校長室のひとりごと「音を立てて崩れていく」
「これでもか」というくらいの晴天続きですが、心は重い雲に覆われているようなスッキリしない気持ちが続いています。原因は名古屋市の小学校教員による児童の盗撮、教員SNS仲間での共有による不祥事、というより逮捕されるという事件の報道をはじめ、連日新たに報じられる教員による盗撮やわいせつ事件の報道です。一般の視聴者と同じように私も「あり得ない」「酷すぎる」などと報道に胸を痛めています。全国で小中高等学校の教員は約92万人、その多くは身分や立場を自覚し「聖職」とまでは言いませんが、日々子ども達のために職責を全うしようと一生懸命励んでいます。
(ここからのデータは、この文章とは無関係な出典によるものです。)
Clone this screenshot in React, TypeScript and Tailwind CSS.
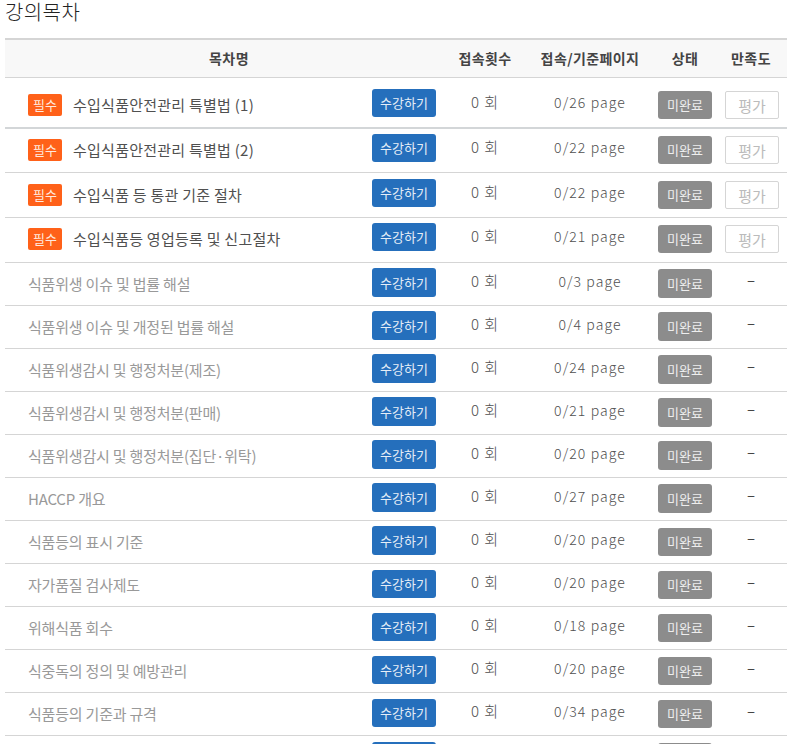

しかし、連日これだけ教員としてあるまじき行為による逮捕者、不祥事が続いてしまうと、社会的に学校、教員に対する信頼や信用を失うことを懸念しています。大切な我が子を学校に預けている皆さんにしてみれば、例え当該校でないにせよ「先生の質も下がった」「日頃偉そうなことを言っているくせに」「これだけ芋ずる式に出るなら、もしかして・・・」「うちの学校は、うちの担任は大丈夫だろうか」「もう何も信じられない」と不信感を募らせるのも当然です。これまで積み重ねてきたことが音を立てて崩れていくような喪失感を感じずにはいられません。社会全体の学校に対する信用、教職員に対する信頼を取り戻すために、一つ一つこれまで同様、子ども達のために頑張っていこうと思います。